■ Exercise directions
Find and copy each line of the records where the string "index" shows up.
— begin Provided information —
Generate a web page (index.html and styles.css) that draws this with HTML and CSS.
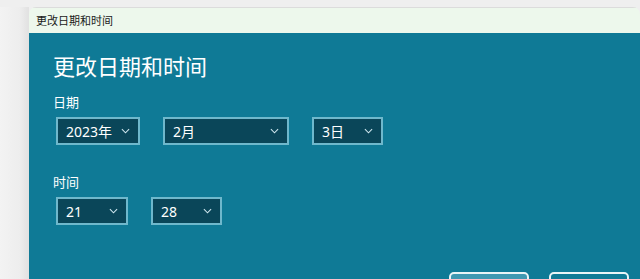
FILE: index.html
```html
<!DOCTYPE html>
<html lang="zh-CN">
<head>
    <meta charset="UTF-8">
    <meta name="viewport" content="width=device-width, initial-scale=1.0">
    <title>更改日期和时间</title>
    <link rel="stylesheet" href="styles.css">
</head>
<body>
    <div class="desk">
        <div class="side"></div>
        <div class="window">
            <div class="titlebar">更改日期和时间</div>
            <div class="content">
                <h2>更改日期和时间</h2>
                <p class="label">日期</p>
                <div class="row">
                    <div class="picker year">2023年 <svg viewBox="0 0 10 6"><path d="M1 1l4 4 4-4"/></svg></div>
                    <div class="picker month">2月 <svg viewBox="0 0 10 6"><path d="M1 1l4 4 4-4"/></svg></div>
                    <div class="picker day">3日 <svg viewBox="0 0 10 6"><path d="M1 1l4 4 4-4"/></svg></div>
                </div>
                <p class="label time-label">时间</p>
                <div class="row">
                    <div class="picker hour">21 <svg viewBox="0 0 10 6"><path d="M1 1l4 4 4-4"/></svg></div>
                    <div class="picker minute">28 <svg viewBox="0 0 10 6"><path d="M1 1l4 4 4-4"/></svg></div>
                </div>
                <div class="buttons">
                    <button class="btn primary"></button>
                    <button class="btn"></button>
                </div>
            </div>
        </div>
    </div>
</body>
</html>
```

FILE: styles.css
```css
body {
    margin: 0;
    background: #efefef;
    font-family: "Segoe UI", "Noto Sans", "Noto Sans CJK SC", sans-serif;
    overflow: hidden;
}
.desk {
    display: flex;
    height: 279px;
    padding-top: 7px;
    box-sizing: border-box;
}
.side {
    width: 29px;
    background: linear-gradient(to right, #f3f3f3 0, #ededed 20px, #e2e2e2 28px);
}
.window {
    flex: 1;
    display: flex;
    flex-direction: column;
    border-radius: 7px 7px 0 0;
    overflow: hidden;
}
.titlebar {
    height: 26px;
    line-height: 25px;
    padding-left: 7px;
    background: #edf8ec;
    border-top: 1px solid #dcdcdc;
    box-sizing: border-box;
    font-size: 11px;
    color: #1a1a1a;
}
.content {
    flex: 1;
    background: #0f7a96;
    padding: 17px 11px 0 24px;
    color: #fff;
    display: flex;
    flex-direction: column;
}
h2 {
    margin: 0;
    font-size: 22px;
    font-weight: normal;
    line-height: 33px;
}
.label {
    margin: 9px 0 5px;
    font-size: 13px;
    line-height: 20px;
}
.time-label {
    margin-top: 27px;
}
.row {
    display: flex;
    gap: 23px;
    padding-left: 3px;
}
.picker {
    display: flex;
    align-items: center;
    justify-content: space-between;
    height: 28px;
    box-sizing: border-box;
    border: 2px solid #6fb8cc;
    background: #0a4659;
    padding: 0 8px 0 8px;
    font-size: 14px;
}
.picker svg {
    width: 9px;
    height: 6px;
    fill: none;
    stroke: #cfe6ee;
    stroke-width: 1.2;
}
.year { width: 84px; }
.month { width: 126px; }
.day { width: 71px; }
.hour { width: 72px; }
.minute { width: 71px; }
.buttons {
    margin-top: auto;
    display: flex;
    justify-content: flex-end;
    gap: 20px;
    height: 7px;
}
.btn {
    width: 80px;
    height: 30px;
    border: 2px solid #e9f4f7;
    border-radius: 5px;
    background: #0f7a96;
    padding: 0;
}
.btn.primary {
    background: #3e98b2;
}
```
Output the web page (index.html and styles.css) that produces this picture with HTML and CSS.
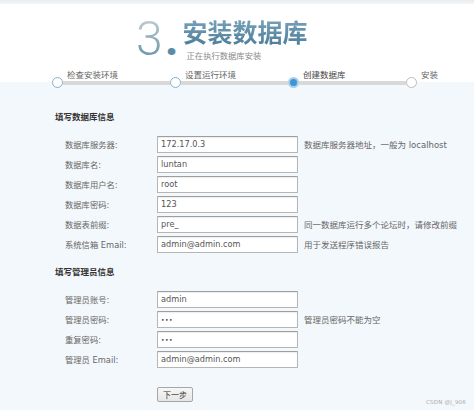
FILE: index.html
```html
<!DOCTYPE html>
<html lang="zh-CN">
<head>
<meta charset="utf-8">
<title>安装数据库</title>
<link rel="stylesheet" href="styles.css">
</head>
<body>
<div class="topbar"></div>
<header class="head">
  <div class="num"><span class="digit">3</span><span class="dot">.</span></div>
  <div class="title-block">
    <h1 class="title">安装数据库</h1>
    <p class="subtitle">正在执行数据库安装</p>
  </div>
</header>
<nav class="progress">
  <div class="step done">
    <span class="step-label">检查安装环境</span>
    <div class="step-track"><span class="step-dot"></span><span class="step-line"></span></div>
  </div>
  <div class="step done">
    <span class="step-label">设置运行环境</span>
    <div class="step-track"><span class="step-dot"></span><span class="step-line"></span></div>
  </div>
  <div class="step current">
    <span class="step-label">创建数据库</span>
    <div class="step-track"><span class="step-dot"></span><span class="step-line"></span></div>
  </div>
  <div class="step todo last">
    <span class="step-label">安装</span>
    <div class="step-track"><span class="step-dot"></span></div>
  </div>
</nav>
<main class="form">
  <h2 class="section">填写数据库信息</h2>
  <div class="rows">
    <div class="row"><label class="lbl">数据库服务器:</label><input class="field" type="text" value="172.17.0.3"><span class="hint">数据库服务器地址，一般为 localhost</span></div>
    <div class="row"><label class="lbl">数据库名:</label><input class="field" type="text" value="luntan"></div>
    <div class="row"><label class="lbl">数据库用户名:</label><input class="field" type="text" value="root"></div>
    <div class="row"><label class="lbl">数据库密码:</label><input class="field" type="text" value="123"></div>
    <div class="row"><label class="lbl">数据表前缀:</label><input class="field" type="text" value="pre_"><span class="hint">同一数据库运行多个论坛时，请修改前缀</span></div>
    <div class="row"><label class="lbl">系统信箱 Email:</label><input class="field" type="text" value="admin@admin.com"><span class="hint">用于发送程序错误报告</span></div>
  </div>
  <h2 class="section second">填写管理员信息</h2>
  <div class="rows admin">
    <div class="row"><label class="lbl">管理员账号:</label><input class="field" type="text" value="admin"></div>
    <div class="row"><label class="lbl">管理员密码:</label><input class="field" type="password" value="123"><span class="hint">管理员密码不能为空</span></div>
    <div class="row"><label class="lbl">重复密码:</label><input class="field" type="password" value="123"></div>
    <div class="row"><label class="lbl">管理员 Email:</label><input class="field" type="text" value="admin@admin.com"></div>
  </div>
  <div class="actions"><button class="btn" type="button">下一步</button></div>
</main>
<div class="watermark">CSDN @J_906</div>
</body>
</html>
```

FILE: styles.css
```css
* { box-sizing: border-box; }

html, body {
  margin: 0;
  padding: 0;
}

body {
  width: 474px;
  height: 410px;
  overflow: hidden;
  position: relative;
  background: #f3f8fc;
  font-family: "DejaVu Sans", "Noto Sans CJK SC", sans-serif;
  color: #555;
}

.topbar {
  height: 4px;
  background: linear-gradient(#e9edf0, #f4f6f8);
}

.head {
  height: 65px;
  background: #fff;
  display: flex;
  align-items: flex-start;
  padding: 11px 0 0 136px;
}

.num {
  font-family: "Roboto", "DejaVu Sans", sans-serif;
  font-weight: 300;
  font-size: 48px;
  line-height: 48px;
  display: flex;
}

.digit {
  background: linear-gradient(#c9d3d8 0%, #98b0bd 45%, #5f8ea8 100%);
  -webkit-background-clip: text;
  background-clip: text;
  color: transparent;
}

.dot {
  color: #5b8ba6;
  font-weight: 700;
  margin-left: 2px;
}

.title-block {
  margin: 2px 0 0 4px;
}

.title {
  margin: 0;
  font-family: "Noto Sans CJK SC", sans-serif;
  font-weight: 700;
  font-size: 25px;
  line-height: 28px;
  background: linear-gradient(#7aa4bb, #4f7f9b);
  -webkit-background-clip: text;
  background-clip: text;
  color: transparent;
}

.subtitle {
  margin: 5px 0 0 4px;
  font-family: "Noto Sans CJK SC", sans-serif;
  font-size: 8.3px;
  line-height: 10px;
  color: #8a8a8a;
}

.progress {
  display: flex;
  padding-left: 52px;
  background: linear-gradient(#fff 13px, #f3f8fc 13px);
}

.step {
  width: 118px;
  display: flex;
  flex-direction: column;
}

.step.last { width: 60px; }

.step-label {
  padding-left: 15px;
  font-family: "Noto Sans CJK SC", sans-serif;
  font-size: 8.5px;
  line-height: 10px;
  color: #666;
  white-space: nowrap;
}

.step.current .step-label { color: #444; }

.step-track {
  display: flex;
  align-items: center;
  height: 11px;
  margin-top: -2px;
}

.step-dot {
  flex: none;
  width: 11px;
  height: 11px;
  border-radius: 50%;
  background: #fff;
  border: 1.5px solid #86b2cf;
}

.step.current .step-dot {
  background: #3d95d8;
  border: 2px solid #a9cde9;
}

.step.todo .step-dot {
  border-color: #bcbcbc;
}

.step-line {
  flex: 1;
  height: 4px;
  background: #d9d9d9;
}

.form {
  padding: 22px 0 0 55px;
}

.section {
  margin: 0;
  font-family: "Noto Sans CJK SC", sans-serif;
  font-size: 8.5px;
  line-height: 12px;
  font-weight: 700;
  color: #333;
}

.section.second { margin-top: 11px; }

.rows {
  margin-top: 12px;
  padding-left: 10px;
}

.rows.admin { margin-top: 12px; }

.row {
  display: flex;
  align-items: center;
  height: 20px;
}

.lbl {
  width: 92px;
  flex: none;
  font-size: 8.3px;
  color: #666;
  white-space: nowrap;
}

.field {
  flex: none;
  width: 141px;
  height: 17px;
  margin: 0;
  padding: 0 3px;
  border: 1px solid #b5b5b5;
  border-top-color: #9e9e9e;
  border-radius: 1px;
  background: #fff;
  box-shadow: inset 0 1px 1px rgba(0,0,0,0.07);
  font-family: "DejaVu Sans", sans-serif;
  font-size: 8.2px;
  color: #555;
  outline: none;
}

.field[type="password"] {
  font-size: 6px;
  letter-spacing: 0.5px;
  color: #333;
}

.hint {
  margin-left: 6px;
  font-size: 8.5px;
  color: #666;
  white-space: nowrap;
}

.actions {
  display: flex;
  padding-left: 102px;
  margin-top: 18px;
}

.btn {
  width: 36px;
  height: 15px;
  padding: 0;
  margin: 0;
  font-family: "Noto Sans CJK SC", sans-serif;
  font-size: 8px;
  line-height: 13px;
  color: #333;
  background: linear-gradient(#f7f7f7, #e6e6e6);
  border: 1px solid #a6a6a6;
  border-radius: 2px;
}

.watermark {
  position: absolute;
  right: 8px;
  bottom: 5px;
  font-family: "DejaVu Sans", sans-serif;
  font-size: 5.5px;
  color: #a9a9a9;
  letter-spacing: 0.2px;
}
```
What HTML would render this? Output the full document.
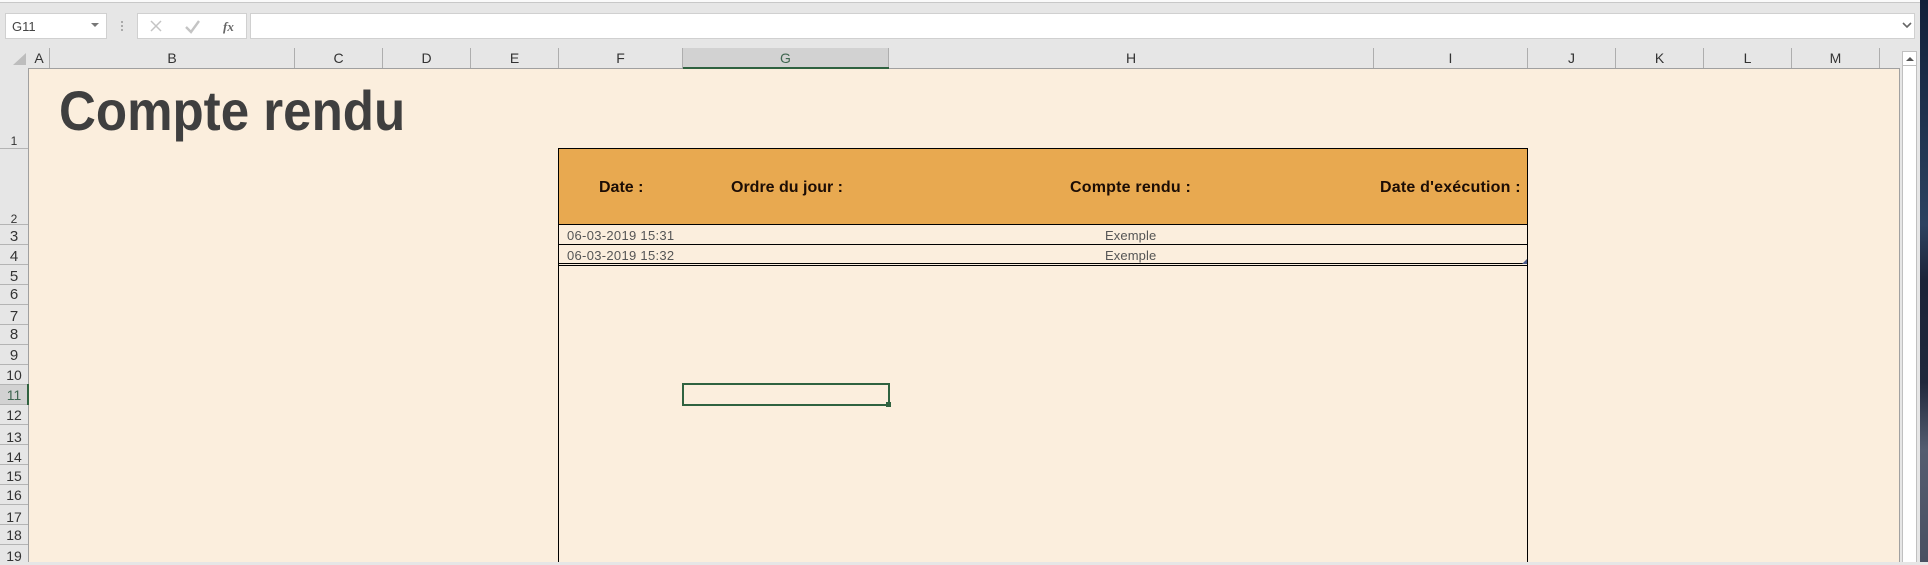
<!DOCTYPE html>
<html><head><meta charset="utf-8"><style>
html,body{margin:0;padding:0}
body{width:1928px;height:562px;overflow:hidden;position:relative;background:#e6e6e6;font-family:"Liberation Sans",sans-serif}
div{position:absolute;box-sizing:border-box}
.l{background:#000}
.ch{top:48px;height:20px;border-right:1px solid #aeaeae;text-align:center;font-size:14px;line-height:21px;color:#333}
.rh{left:0;width:28px;border-bottom:1px solid #b4b4b4;text-align:center;font-size:14px;color:#333;line-height:14px}
.hd{font-weight:bold;font-size:16px;color:#1c0d05;top:179px;line-height:18px;white-space:nowrap}
.tx{font-size:13px;color:#555;line-height:15px;white-space:nowrap}
</style></head><body>
<div style="left:0;top:0;width:1920px;height:2px;background:#fafafa"></div>
<div style="left:0;top:2px;width:1920px;height:1px;background:#c8c8c8"></div>
<!-- formula bar -->
<div style="left:5px;top:13px;width:102px;height:26px;background:#fff;border:1px solid #d0d0d0;font-size:13px;line-height:25px;padding-left:6px;color:#444">G11</div>
<div style="left:91px;top:23px;width:0;height:0;border-left:4px solid transparent;border-right:4px solid transparent;border-top:4px solid #777"></div>
<div style="left:121px;top:21px;width:2px;height:2px;background:#aaa"></div>
<div style="left:121px;top:25px;width:2px;height:2px;background:#aaa"></div>
<div style="left:121px;top:29px;width:2px;height:2px;background:#aaa"></div>
<div style="left:137px;top:13px;width:110px;height:26px;background:#fff;border:1px solid #d0d0d0"></div>
<svg style="position:absolute;left:137px;top:13px" width="110" height="26"><path d="M14 8L24 18M24 8L14 18" stroke="#c4c4c4" stroke-width="1.5" fill="none"/><path d="M49 14L54 19L62 8" stroke="#c4c4c4" stroke-width="2.4" fill="none"/><text x="86" y="18" font-family="Liberation Serif" font-style="italic" font-weight="bold" font-size="13" fill="#666">fx</text></svg>
<div style="left:250px;top:13px;width:1665px;height:26px;background:#fff;border:1px solid #d0d0d0"></div>
<svg style="position:absolute;left:1901px;top:21px" width="12" height="10"><path d="M2 2L6 6L10 2" stroke="#666" stroke-width="1.6" fill="none"/></svg>
<!-- corner -->
<div style="left:13px;top:53px;width:0;height:0;border-left:13px solid transparent;border-bottom:12px solid #bdbdbd"></div>
<!-- column headers -->
<div class="ch" style="left:29px;width:21px">A</div>
<div class="ch" style="left:50px;width:245px">B</div>
<div class="ch" style="left:295px;width:88px">C</div>
<div class="ch" style="left:383px;width:88px">D</div>
<div class="ch" style="left:471px;width:88px">E</div>
<div class="ch" style="left:559px;width:124px">F</div>
<div class="ch" style="left:683px;width:206px;background:#d2d2d2;color:#3f6650">G</div>
<div class="ch" style="left:889px;width:485px">H</div>
<div class="ch" style="left:1374px;width:154px">I</div>
<div class="ch" style="left:1528px;width:88px">J</div>
<div class="ch" style="left:1616px;width:88px">K</div>
<div class="ch" style="left:1704px;width:88px">L</div>
<div class="ch" style="left:1792px;width:88px">M</div>
<!-- row headers -->
<div class="rh" style="top:69px;height:80px;padding-top:65px;font-size:12px">1</div>
<div class="rh" style="top:149px;height:76px;padding-top:63px;font-size:12px">2</div>
<div class="rh" style="top:225px;height:20px;padding-top:5px;font-size:15px">3</div>
<div class="rh" style="top:245px;height:20px;padding-top:5px;font-size:15px">4</div>
<div class="rh" style="top:265px;height:20px;padding-top:5px;font-size:15px">5</div>
<div class="rh" style="top:285px;height:20px;padding-top:3px;font-size:15px">6</div>
<div class="rh" style="top:305px;height:20px;padding-top:5px;font-size:15px">7</div>
<div class="rh" style="top:325px;height:20px;padding-top:3px;font-size:15px">8</div>
<div class="rh" style="top:345px;height:20px;padding-top:4px;font-size:15px">9</div>
<div class="rh" style="top:365px;height:20px;padding-top:3px">10</div>
<div class="rh" style="top:385px;height:20px;padding-top:3px;background:#d2d2d2;color:#3f6650">11</div>
<div class="rh" style="top:405px;height:20px;padding-top:3px">12</div>
<div class="rh" style="top:425px;height:20px;padding-top:5px">13</div>
<div class="rh" style="top:445px;height:20px;padding-top:5px">14</div>
<div class="rh" style="top:465px;height:20px;padding-top:4px">15</div>
<div class="rh" style="top:485px;height:20px;padding-top:3px">16</div>
<div class="rh" style="top:505px;height:20px;padding-top:5px">17</div>
<div class="rh" style="top:525px;height:20px;padding-top:3px">18</div>
<div class="rh" style="top:545px;height:20px;padding-top:4px;border:0">19</div>
<!-- grid -->
<div style="left:28px;top:68px;width:1872px;height:494px;background:#fbeedd;border-left:1px solid #a0a0a0;border-top:1px solid #a0a0a0;border-right:1px solid #a0a0a0"></div>
<div style="left:683px;top:67px;width:206px;height:2px;background:#2f6240"></div>
<div style="left:27px;top:384px;width:2px;height:21px;background:#2f6240"></div>
<!-- title -->
<div style="left:59px;top:79px;font-size:56px;font-weight:bold;color:#3f3f3f;line-height:64px;white-space:nowrap;transform:scaleX(.912);transform-origin:0 0">Compte rendu</div>
<!-- table -->
<div style="left:559px;top:149px;width:968px;height:75px;background:#e8a950"></div>
<div class="l" style="left:558px;top:148px;width:970px;height:1px"></div>
<div class="l" style="left:558px;top:148px;width:1px;height:414px"></div>
<div class="l" style="left:1527px;top:148px;width:1px;height:414px"></div>
<div class="l" style="left:558px;top:224px;width:970px;height:1px"></div>
<div class="l" style="left:558px;top:244px;width:970px;height:1px"></div>
<div class="l" style="left:558px;top:263px;width:970px;height:1px"></div>
<div class="l" style="left:558px;top:265px;width:970px;height:1px"></div>
<div style="left:1522px;top:259px;width:0;height:0;border-left:5px solid transparent;border-bottom:5px solid #4a5a8a"></div>
<div class="hd" style="left:599px">Date :</div>
<div class="hd" style="left:731px">Ordre du jour :</div>
<div class="hd" style="left:1070px;letter-spacing:.2px">Compte rendu :</div>
<div class="hd" style="left:1380px;letter-spacing:.2px">Date d'exécution :</div>
<div class="tx" style="left:567px;top:228px;letter-spacing:.3px">06-03-2019 15:31</div>
<div class="tx" style="left:567px;top:248px;letter-spacing:.3px">06-03-2019 15:32</div>
<div class="tx" style="left:1105px;top:228px;letter-spacing:.1px">Exemple</div>
<div class="tx" style="left:1105px;top:248px;letter-spacing:.1px">Exemple</div>
<!-- selection -->
<div style="left:682px;top:383px;width:208px;height:23px;border:2px solid #2f6240"></div>
<div style="left:886px;top:402px;width:5px;height:5px;background:#2f6240"></div>
<!-- scrollbar -->
<div style="left:1902px;top:51px;width:15px;height:511px;background:#fff;border-left:1px solid #c0c0c0;border-right:1px solid #c0c0c0"></div>
<div style="left:1902px;top:51px;width:15px;height:15px;background:#fff;border:1px solid #c0c0c0"></div>
<div style="left:1906px;top:57px;width:0;height:0;border-left:4px solid transparent;border-right:4px solid transparent;border-bottom:4px solid #555"></div>
<!-- desktop strip -->
<div style="left:1920px;top:0;width:8px;height:562px;background:linear-gradient(180deg,#12203a 0,#2c4260 40%,#1c2438 50%,#20283c 68%,#555d70 80%,#4a5062 100%)"></div>
</body></html>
— end Provided information —
■ The result
Generate a web page (index.html and styles.css) that draws this with HTML and CSS.
FILE: index.html
Output the web page (index.html and styles.css) that produces this picture with HTML and CSS.
FILE: index.html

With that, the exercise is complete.